VEC measures the full 6-DOF error field simultaneously across the entire workspace using spatial sampling and kinematic modeling—whereas interferometers assess individual linear axes sequentially, requiring extensive setup, alignment, and thermal stabilization.
Is the Radian laser tracker required to be mounted on the machine itself?
No. The Radian can be positioned either on the machine structure or externally—its portability and wide angular range (±320° azimuth, −59° to +79° elevation) ensure full coverage without repositioning.
What level of training is required to operate the VEC system?

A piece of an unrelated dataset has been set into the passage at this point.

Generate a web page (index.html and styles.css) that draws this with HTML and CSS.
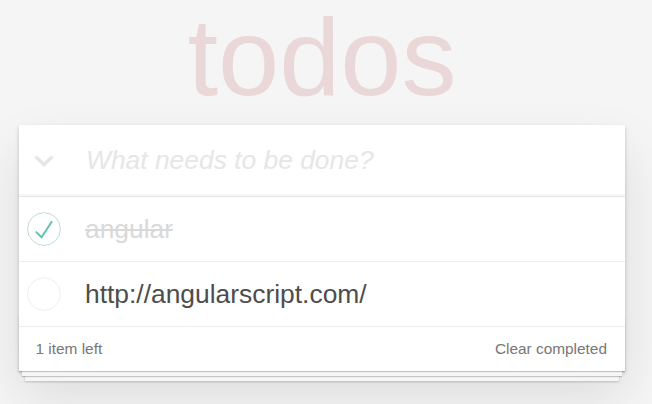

Operators require foundational knowledge of CNC kinematics and basic metrology principles. API provides certified Level II training (80-hour curriculum) covering measurement planning, model import, path validation, uncertainty analysis, and controller integration.
Can VEC compensate for geometric errors introduced by thermal expansion during operation?
VEC characterizes static geometric errors at stabilized ambient conditions. For dynamic thermal compensation, it serves as the baseline reference—integrated with real-time thermal sensor networks and adaptive control algorithms in advanced CNC implementations.
Does the system support automated report generation for ISO/ASME compliance?
Yes. The software generates PDF and XML reports containing traceable uncertainty budgets, measurement point clouds, residual error heatmaps, and pass/fail determinations against user-defined tolerances per ISO 230-2 Annex D and ASME B5.54-2020 Annex A.